Slideshow

In Pictures: 6 more great movies about social engineering and con artists

Another look at movies starring scammers, hustlers and hackers.

  • The Sting Small-time con man Johnny Hooker (Robert Redford) teams up with legendary scam artist Henry Gondorff (Paul Newman) after Hooker incurs the wrath of crime boss Doyle Lonnegan (Robert Shaw). Known as the king of the “long con,” Gondorff helps Hooker, and recruits many other con men to help out as well. The group manages to eventually swindle Lonnegan out of $500,000 in a meticulously planned-out scheme involving a poker game cheat, a fake FBI agent, and a phony off-track betting parlor.

  • The Hustler Another Paul Newman film - apparently Newman likes playing shysters? - featuring pool shark and con artist Fast Eddie Felson. Felson has his associate, Charlie (Myron McCormick), beat him on the table so his targets underestimate his skill. Others then step up to challenge him and make bets. Once the stakes get high, Eddie ups his game for the win. Felson challenges legendary player Minnesota Fats (Jackie Gleason), and ends up on top for a while. But a cocky attitude and too much bourbon eventually lead to a big loss for Eddie -- which is exactly how Minnesota Fats had planned it all along. Newman reprised the role of Fast Eddie in the 1986 Tom Cruise film “The Color of Money.”

  • The Grifters The plot centers around three con artists trying to outwit one another. The players are Roy Dillon (John Cusack), Myra Langtry (Annette Bening) and Lilly Dillon (Anjelica Huston). Roy is a small-time swindler who fixes dice games and pulls simple social engineering cons, such as showing a bartender a $20 and then quietly switching it for a $10 (which backfires when the bartender proves to be both alert and aggressive). Myra wants to team up with Roy for a long con.

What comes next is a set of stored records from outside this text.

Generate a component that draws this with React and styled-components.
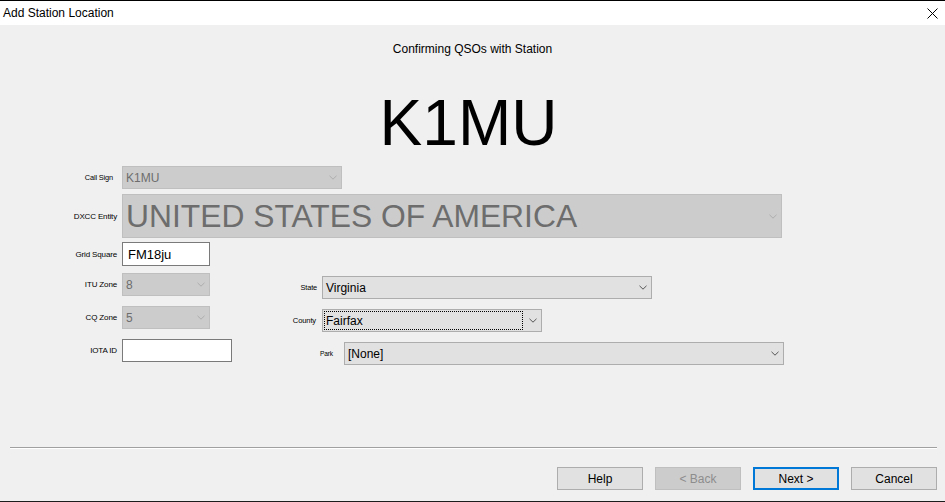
import styled, { createGlobalStyle } from "styled-components";

const GlobalStyle = createGlobalStyle`
  * { box-sizing: border-box; }
  html, body { margin: 0; padding: 0; }
  body {
    font-family: "Liberation Sans", Arial, sans-serif;
    background-color: #f0f0f0;
    color: #000;
  }
`;

const Window = styled.div`
  width: 945px;
  height: 502px;
  display: flex;
  flex-direction: column;
  background-color: #f0f0f0;
  overflow: hidden;
`;

const TitleBar = styled.div`
  height: 25px;
  border-top: 1px solid #000;
  background-color: #fff;
  display: flex;
  align-items: center;
  justify-content: space-between;
  padding: 0 7px 0 3px;
  font-size: 12px;
`;

const CloseBtn = styled.div`
  width: 12px;
  height: 12px;
  display: flex;
  align-items: center;
  justify-content: center;
`;

const Body = styled.div`
  flex: 1;
  display: flex;
  flex-direction: column;
`;

const Subtitle = styled.div`
  margin-top: 16px;
  text-align: center;
  font-size: 12px;
  line-height: 16px;
`;

const BigCall = styled.div`
  margin-top: 34px;
  text-align: center;
  font-size: 64px;
  line-height: 64px;
  padding-right: 8px;
`;

const Form = styled.div`
  margin-top: 11px;
  display: flex;
  flex-direction: column;
`;

const Row = styled.div`
  display: flex;
  align-items: center;
  gap: ${(p) => p.$gap ?? 5}px;
  margin-top: ${(p) => p.$top ?? 0}px;
`;

const Label = styled.div`
  width: ${(p) => p.$width ?? 117}px;
  flex-shrink: 0;
  text-align: right;
  font-size: ${(p) => p.$size ?? 8}px;
  padding-right: ${(p) => p.$pad ?? 0}px;
  letter-spacing: -0.15px;
  white-space: nowrap;
`;

const Lower = styled.div`
  display: flex;
  margin-top: 7px;
`;

const LeftCol = styled.div`
  width: 232px;
  display: flex;
  flex-direction: column;
`;

const RightCol = styled.div`
  display: flex;
  flex-direction: column;
  padding-top: 3px;
`;

const ComboBox = styled.div`
  width: ${(p) => p.$width}px;
  height: ${(p) => p.$height ?? 23}px;
  display: flex;
  align-items: stretch;
  background-color: ${(p) => (p.$disabled ? "#cccccc" : "#e1e1e1")};
  border: 1px solid ${(p) => (p.$disabled ? "#bfbfbf" : "#adadad")};
  color: ${(p) => (p.$disabled ? "#6d6d6d" : "#000")};
`;

const ComboValue = styled.div`
  flex: 1;
  display: flex;
  align-items: center;
  margin: 1px;
  padding-left: 1px;
  border: 1px ${(p) => (p.$focused ? "dotted #000" : "solid transparent")};
  font-size: ${(p) => p.$size ?? 12}px;
  white-space: nowrap;
  overflow: hidden;
`;

const ArrowBox = styled.div`
  width: 17px;
  display: flex;
  align-items: center;
  justify-content: center;
`;

const TextBox = styled.div`
  width: ${(p) => p.$width}px;
  height: ${(p) => p.$height ?? 23}px;
  background-color: #fff;
  border: 1px solid #7a7a7a;
  display: flex;
  align-items: center;
  padding-left: 5px;
  font-size: 13px;
`;

const Separator = styled.div`
  margin: auto 8px 0 10px;
  height: 2px;
  border-top: 1px solid #a0a0a0;
  border-bottom: 1px solid #fff;
`;

const ButtonBar = styled.div`
  display: flex;
  justify-content: flex-end;
  gap: 12px;
  padding: 18px 8px 11px 0;
`;

const Button = styled.div`
  width: 86px;
  height: 23px;
  display: flex;
  align-items: center;
  justify-content: center;
  font-size: 12px;
  background-color: ${(p) => (p.$disabled ? "#cccccc" : "#e1e1e1")};
  border: ${(p) =>
    p.$default ? "2px solid #0078d7" : `1px solid ${p.$disabled ? "#bfbfbf" : "#adadad"}`};
  color: ${(p) => (p.$disabled ? "#8d8d8d" : "#000")};
`;

const Taskbar = styled.div`
  height: 1px;
  background-color: #1c1c1c;
`;

const Chevron = ({ color }) => (
  <svg width="8" height="5" viewBox="0 0 8 5">
    <polyline points="0.5,0.8 4,4.2 7.5,0.8" fill="none" stroke={color} strokeWidth="1" />
  </svg>
);

const Combo = ({ value, width, height, disabled, focused, size }) => (
  <ComboBox $width={width} $height={height} $disabled={disabled}>
    <ComboValue $focused={focused} $size={size}>
      {value}
    </ComboValue>
    <ArrowBox>
      <Chevron color={disabled ? "#adadad" : "#555"} />
    </ArrowBox>
  </ComboBox>
);

export default function App() {
  return (
    <>
      <GlobalStyle />
      <Window>
        <TitleBar>
          <span>Add Station Location</span>
          <CloseBtn>
            <svg width="11" height="11" viewBox="0 0 11 11">
              <path d="M0.5 0.5 L10.5 10.5 M10.5 0.5 L0.5 10.5" stroke="#000" strokeWidth="1" />
            </svg>
          </CloseBtn>
        </TitleBar>

        <Body>
          <Subtitle>Confirming QSOs with Station</Subtitle>
          <BigCall>K1MU</BigCall>

          <Form>
            <Row>
              <Label $size={7.4} $pad={4}>Call Sign</Label>
              <Combo value="K1MU" width={220} disabled />
            </Row>
            <Row $top={5}>
              <Label>DXCC Entity</Label>
              <Combo value="UNITED STATES OF AMERICA" width={660} height={44} size={31.8} disabled />
            </Row>
            <Row $top={4}>
              <Label>Grid Square</Label>
              <TextBox $width={88} $height={24}>FM18ju</TextBox>
            </Row>

            <Lower>
              <LeftCol>
                <Row>
                  <Label>ITU Zone</Label>
                  <Combo value="8" width={88} disabled />
                </Row>
                <Row $top={10}>
                  <Label>CQ Zone</Label>
                  <Combo value="5" width={88} disabled />
                </Row>
                <Row $top={10}>
                  <Label>IOTA ID</Label>
                  <TextBox $width={110} />
                </Row>
              </LeftCol>

              <RightCol>
                <Row $gap={5}>
                  <Label $width={85} $size={7.4}>State</Label>
                  <Combo value="Virginia" width={330} />
                </Row>
                <Row $top={10} $gap={6}>
                  <Label $width={84} $size={7.6}>County</Label>
                  <Combo value="Fairfax" width={220} focused />
                </Row>
                <Row $top={10} $gap={11}>
                  <Label $width={101} $size={6.6}>Park</Label>
                  <Combo value="[None]" width={440} />
                </Row>
              </RightCol>
            </Lower>
          </Form>

          <Separator />
          <ButtonBar>
            <Button>Help</Button>
            <Button $disabled>&lt; Back</Button>
            <Button $default>Next &gt;</Button>
            <Button>Cancel</Button>
          </ButtonBar>
        </Body>
        <Taskbar />
      </Window>
    </>
  );
}
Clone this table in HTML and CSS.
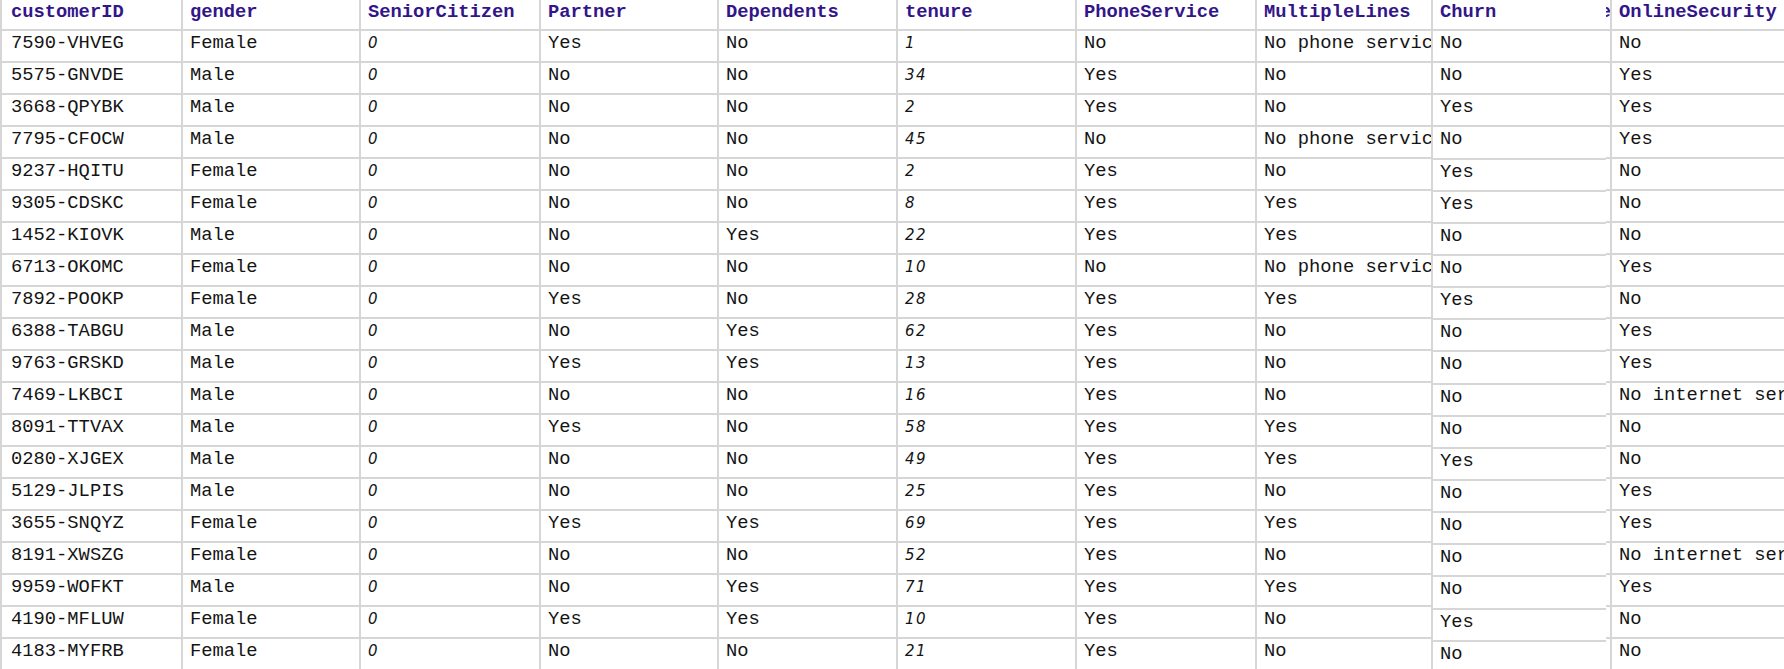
FILE: index.html
```html
<!DOCTYPE html>
<html>
<head>
<meta charset="utf-8">
<link rel="stylesheet" href="styles.css">
</head>
<body>
<div class="viewport">
<table class="data">
<colgroup>
<col class="c1"><col class="c2"><col class="c3"><col class="c4"><col class="c5"><col class="c6"><col class="c7"><col class="c8"><col class="c9"><col class="c10"><col class="c11">
</colgroup>
<thead>
<tr><th class="first">customerID</th><th>gender</th><th>SeniorCitizen</th><th>Partner</th><th>Dependents</th><th>tenure</th><th>PhoneService</th><th>MultipleLines</th><th>InternetService</th><th>OnlineSecurity</th><th>OnlineBackup</th></tr>
</thead>
<tbody>
<tr><td class="first">7590-VHVEG</td><td>Female</td><td class="num">0</td><td>Yes</td><td>No</td><td class="num">1</td><td>No</td><td>No phone service</td><td>DSL</td><td>No</td><td>Yes</td></tr>
<tr><td class="first">5575-GNVDE</td><td>Male</td><td class="num">0</td><td>No</td><td>No</td><td class="num">34</td><td>Yes</td><td>No</td><td>DSL</td><td>Yes</td><td>No</td></tr>
<tr><td class="first">3668-QPYBK</td><td>Male</td><td class="num">0</td><td>No</td><td>No</td><td class="num">2</td><td>Yes</td><td>No</td><td>DSL</td><td>Yes</td><td>Yes</td></tr>
<tr><td class="first">7795-CFOCW</td><td>Male</td><td class="num">0</td><td>No</td><td>No</td><td class="num">45</td><td>No</td><td>No phone service</td><td>DSL</td><td>Yes</td><td>No</td></tr>
<tr><td class="first">9237-HQITU</td><td>Female</td><td class="num">0</td><td>No</td><td>No</td><td class="num">2</td><td>Yes</td><td>No</td><td>Fiber optic</td><td>No</td><td>No</td></tr>
<tr><td class="first">9305-CDSKC</td><td>Female</td><td class="num">0</td><td>No</td><td>No</td><td class="num">8</td><td>Yes</td><td>Yes</td><td>Fiber optic</td><td>No</td><td>No</td></tr>
<tr><td class="first">1452-KIOVK</td><td>Male</td><td class="num">0</td><td>No</td><td>Yes</td><td class="num">22</td><td>Yes</td><td>Yes</td><td>Fiber optic</td><td>No</td><td>Yes</td></tr>
<tr><td class="first">6713-OKOMC</td><td>Female</td><td class="num">0</td><td>No</td><td>No</td><td class="num">10</td><td>No</td><td>No phone service</td><td>DSL</td><td>Yes</td><td>No</td></tr>
<tr><td class="first">7892-POOKP</td><td>Female</td><td class="num">0</td><td>Yes</td><td>No</td><td class="num">28</td><td>Yes</td><td>Yes</td><td>Fiber optic</td><td>No</td><td>No</td></tr>
<tr><td class="first">6388-TABGU</td><td>Male</td><td class="num">0</td><td>No</td><td>Yes</td><td class="num">62</td><td>Yes</td><td>No</td><td>DSL</td><td>Yes</td><td>Yes</td></tr>
<tr><td class="first">9763-GRSKD</td><td>Male</td><td class="num">0</td><td>Yes</td><td>Yes</td><td class="num">13</td><td>Yes</td><td>No</td><td>DSL</td><td>Yes</td><td>No</td></tr>
<tr><td class="first">7469-LKBCI</td><td>Male</td><td class="num">0</td><td>No</td><td>No</td><td class="num">16</td><td>Yes</td><td>No</td><td>No</td><td>No internet service</td><td>No internet service</td></tr>
<tr><td class="first">8091-TTVAX</td><td>Male</td><td class="num">0</td><td>Yes</td><td>No</td><td class="num">58</td><td>Yes</td><td>Yes</td><td>Fiber optic</td><td>No</td><td>No</td></tr>
<tr><td class="first">0280-XJGEX</td><td>Male</td><td class="num">0</td><td>No</td><td>No</td><td class="num">49</td><td>Yes</td><td>Yes</td><td>Fiber optic</td><td>No</td><td>Yes</td></tr>
<tr><td class="first">5129-JLPIS</td><td>Male</td><td class="num">0</td><td>No</td><td>No</td><td class="num">25</td><td>Yes</td><td>No</td><td>Fiber optic</td><td>Yes</td><td>No</td></tr>
<tr><td class="first">3655-SNQYZ</td><td>Female</td><td class="num">0</td><td>Yes</td><td>Yes</td><td class="num">69</td><td>Yes</td><td>Yes</td><td>DSL</td><td>Yes</td><td>Yes</td></tr>
<tr><td class="first">8191-XWSZG</td><td>Female</td><td class="num">0</td><td>No</td><td>No</td><td class="num">52</td><td>Yes</td><td>No</td><td>No</td><td>No internet service</td><td>No internet service</td></tr>
<tr><td class="first">9959-WOFKT</td><td>Male</td><td class="num">0</td><td>No</td><td>Yes</td><td class="num">71</td><td>Yes</td><td>Yes</td><td>Fiber optic</td><td>Yes</td><td>No</td></tr>
<tr><td class="first">4190-MFLUW</td><td>Female</td><td class="num">0</td><td>Yes</td><td>Yes</td><td class="num">10</td><td>Yes</td><td>No</td><td>DSL</td><td>No</td><td>No</td></tr>
<tr><td class="first">4183-MYFRB</td><td>Female</td><td class="num">0</td><td>No</td><td>No</td><td class="num">21</td><td>Yes</td><td>No</td><td>Fiber optic</td><td>No</td><td>No</td></tr>
</tbody>
</table>

<div class="sticky-col">
<table class="churn">
<thead><tr><th>Churn</th></tr></thead>
<tbody>
<tr><td>No</td></tr>
<tr><td>No</td></tr>
<tr><td>Yes</td></tr>
<tr><td>No</td></tr>
<tr><td>Yes</td></tr>
<tr><td>Yes</td></tr>
<tr><td>No</td></tr>
<tr><td>No</td></tr>
<tr><td>Yes</td></tr>
<tr><td>No</td></tr>
<tr><td>No</td></tr>
<tr><td>No</td></tr>
<tr><td>No</td></tr>
<tr><td>Yes</td></tr>
<tr><td>No</td></tr>
<tr><td>No</td></tr>
<tr><td>No</td></tr>
<tr><td>No</td></tr>
<tr><td>Yes</td></tr>
<tr><td>No</td></tr>
</tbody>
</table>
</div>
</div>
</body>
</html>
```

FILE: styles.css
```css
html, body {
  margin: 0;
  padding: 0;
  background: #ffffff;
  overflow: hidden;
}

.viewport {
  position: relative;
  width: 1784px;
  height: 669px;
  overflow: hidden;
}

.data,
.churn {
  border-collapse: separate;
  border-spacing: 0;
  table-layout: fixed;
  border-left: 2px solid #d6d6d6;
  font-family: "Liberation Mono", "Courier New", monospace;
  font-size: 18.8px;
  color: #141414;
}

.data {
  width: 1970px;
}

.c1 { width: 181px; }
.c2 { width: 178px; }
.c3 { width: 180px; }
.c4 { width: 178px; }
.c5 { width: 179px; }
.c6 { width: 179px; }
.c7 { width: 180px; }
.c8 { width: 178px; }
.c9 { width: 177px; }
.c10 { width: 179px; }
.c11 { width: 179px; }

.data th,
.data td,
.churn th,
.churn td {
  border-right: 2px solid #d6d6d6;
  border-bottom: 2px solid #d6d6d6;
  padding: 0 0 0 7px;
  line-height: 24px;
  vertical-align: top;
  white-space: nowrap;
  overflow: hidden;
  text-align: left;
}

.data th,
.churn th {
  font-weight: bold;
  color: #33158a;
}

.data .first {
  padding-left: 9px;
}

.data thead tr { height: 31px; }
.data tbody tr { height: 32px; }

.data td.num {
  font-family: "DejaVu Sans", "Liberation Sans", sans-serif;
  font-style: italic;
  font-size: 15px;
  letter-spacing: 1.5px;
}

.sticky-col {
  position: absolute;
  left: 1431px;
  top: 0;
  width: 175px;
  background: #ffffff;
}

.churn {
  width: 175px;
  background: #ffffff;
}

.churn th,
.churn td {
  border-right: none;
}

.churn thead tr { height: 31px; }
.churn tbody tr { height: 32.15px; }
```
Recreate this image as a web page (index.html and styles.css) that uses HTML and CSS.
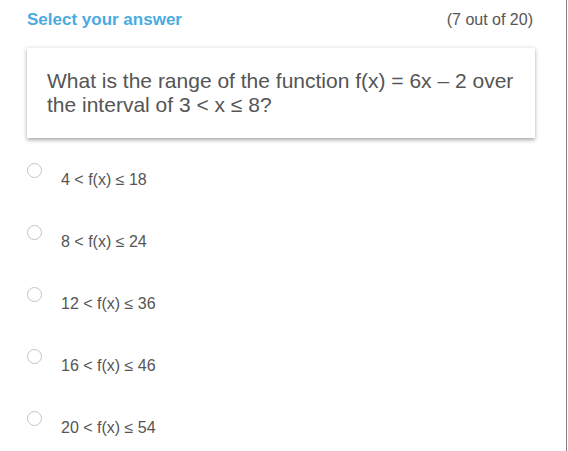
FILE: index.html
```html
<!DOCTYPE html>
<html lang="en">
<head>
    <meta charset="UTF-8">
    <title>Question 7</title>
    <link rel="stylesheet" href="styles.css">
</head>
<body>
    <div class="page">
        <div class="header">
            <span class="prompt">Select your answer</span>
            <span class="counter">(7 out of 20)</span>
        </div>

        <div class="question">
            What is the range of the function f(x) = 6x &ndash; 2 over the interval of 3 &lt; x &le; 8?
        </div>

        <ul class="options">
            <li class="option"><span class="radio"></span><span class="label">4 &lt; f(x) &le; 18</span></li>
            <li class="option"><span class="radio"></span><span class="label">8 &lt; f(x) &le; 24</span></li>
            <li class="option"><span class="radio"></span><span class="label">12 &lt; f(x) &le; 36</span></li>
            <li class="option"><span class="radio"></span><span class="label">16 &lt; f(x) &le; 46</span></li>
            <li class="option"><span class="radio"></span><span class="label">20 &lt; f(x) &le; 54</span></li>
        </ul>
    </div>
</body>
</html>
```

FILE: styles.css
```css
body {
    font-family: "Liberation Sans", Arial, sans-serif;
    margin: 0;
    padding: 0;
    background-color: #ffffff;
    color: #555555;
}

.page {
    width: 567px;
    height: 451px;
    box-sizing: border-box;
    border-right: 1px solid #808080;
    padding: 10px 31px 0 27px;
    overflow: hidden;
}

.header {
    display: flex;
    justify-content: space-between;
    align-items: center;
    height: 20px;
    padding-right: 2px;
}

.prompt {
    font-size: 17px;
    font-weight: bold;
    color: #4aabdf;
}

.counter {
    font-size: 16px;
}

.question {
    margin-top: 17px;
    padding: 21px 20px;
    font-size: 21px;
    line-height: 24px;
    background-color: #fff;
    border-top: 1px solid #f0f0f0;
    box-shadow: 0 2px 4px rgba(0, 0, 0, 0.35);
}

.options {
    list-style: none;
    margin: 25px 0 0 0;
    padding: 0;
}

.option {
    display: flex;
    align-items: flex-start;
    gap: 19px;
    height: 62px;
}

.radio {
    width: 15px;
    height: 15px;
    box-sizing: border-box;
    border: 1px solid #c4c4c4;
    border-radius: 50%;
    flex-shrink: 0;
}

.label {
    font-size: 16px;
    line-height: 18px;
    padding-top: 8px;
}
```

Lilly, Roy’s mother, works for a sports-gambling operation, and visits racetracks to place large bets at the last minute to manipulate the odds.

  • White Men Can't Jump Woody Harrelson plays Billy Hoyle, a former college basketball player who hustles streetballers on the courts around Venice Beach. The regular players assume Billy can’t play because of how he looks, and Billy dresses the part of a chump to further the misconception. After Hoyle cons local court star Sidney Dean (Wesley Snipes), the two team up and fool other unsuspecting players by pretending not to know each other and having Billy pose as an ignorant observer who has no basketball knowledge or skills. The punch line: Sidney eventually cons Billy by secretly setting up a game with his own friends and intentionally losing, therefore hustling Billy out of hundreds of dollars.

  • Hackers Filled with classic social engineering moves, one of the first scenes in the movie involves hacker Dade Murphy (Johnny Lee Miller) posing as an accountant and calling a security guard. “Do you know anything about computers?” he asks (knowing full well the answer is no). “My BLT drive just went AWOL.” With a few other ridiculous acronyms and fake names, Dade gets the modem number he is after and hacks into a television station’s computer network, changing the current programming to an episode of “The Outer Limits.” Later scenes include other social engineering tactics, such as dumpster diving to find documents for pretexting, and having con artists pose as delivery workers in order to steal information.

  • Paper Moon Moze Pray (Ryan O'Neal) is a con man whose life is suddenly interrupted by the appearance of an orphan name Addie Loggins (Tatum O'Neal), who claims to be his daughter. After warming to Addie, Moze allows her to pose as his daughter in an ongoing ruse where he pretends to be a Bible salesman. Moze targets recently widowed women and informs them that their deceased husband had recently purchased an expensive, personalized Bible. The women pay exorbitant amounts of money for the book, and Moze and Addie head off for the next victim.